Parking slot holders are not the only ill-fated ones. Those who have taken possession of the octroi posts (chungis) are also facing the same music. Muzaffar Ahmad Beg and Farooq Ahmad Mir made a successful joint bid for the octroi’s post of Pulwama. All the seven routes that get into the town have Mir’s gate-keeping staff on the outskirts. Beg also has bagged the bid for Shopian town also.

On March 1, 2019, the bid by the municipal department was allotted to Beg for Rs 80 lakh, a year. He deposited the entire amount in advance, as per the rules.

A resident of Shopian, Beg decided to take care of his own town and asked his partner to look after Pulwama. The revenue was as per their expectations. They were anxiously waiting for the apple harvest season. “It is the peak season for our earnings,” said Mir. They grant entry into the town against Rs 10 for load carriers and passenger vehicles, Rs 50 for trucks and tippers and Rs 250 for the heavy vehicles.
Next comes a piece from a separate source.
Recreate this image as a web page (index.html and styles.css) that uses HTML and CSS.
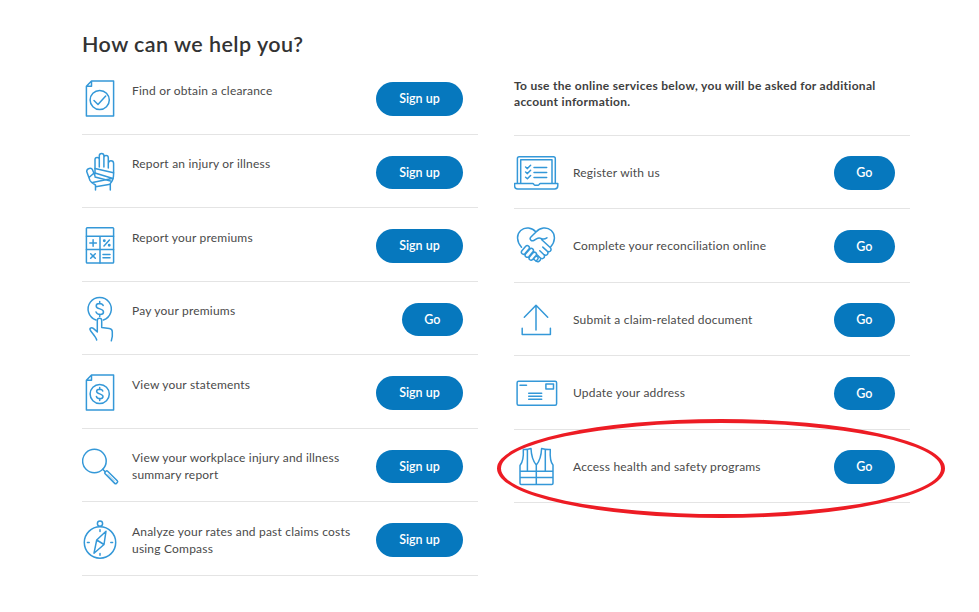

After August 5, all their gates remained open as no commercial vehicles were around.

For four months, Mir and Beg were sitting at home, waiting for the day they would resume the commercial gate-keeping for the two towns. Mir said it was a loss of around Rs 45 lakh. Their seven check-posts are managed by 24 employees. Paying them is an additional cost.

“I hope the concerned will understand our crisis and help us come out of the red,” said Mir. They have some more costs that they pay to ensure they are not harassed by the cops.

In wake of the attacks on the drivers, police would escort convoys of as many as 30 trucks a time and not permitting the octroi managers to charge them. “I just want to get my principle amount back and I will never go for it again,” asserted Mir.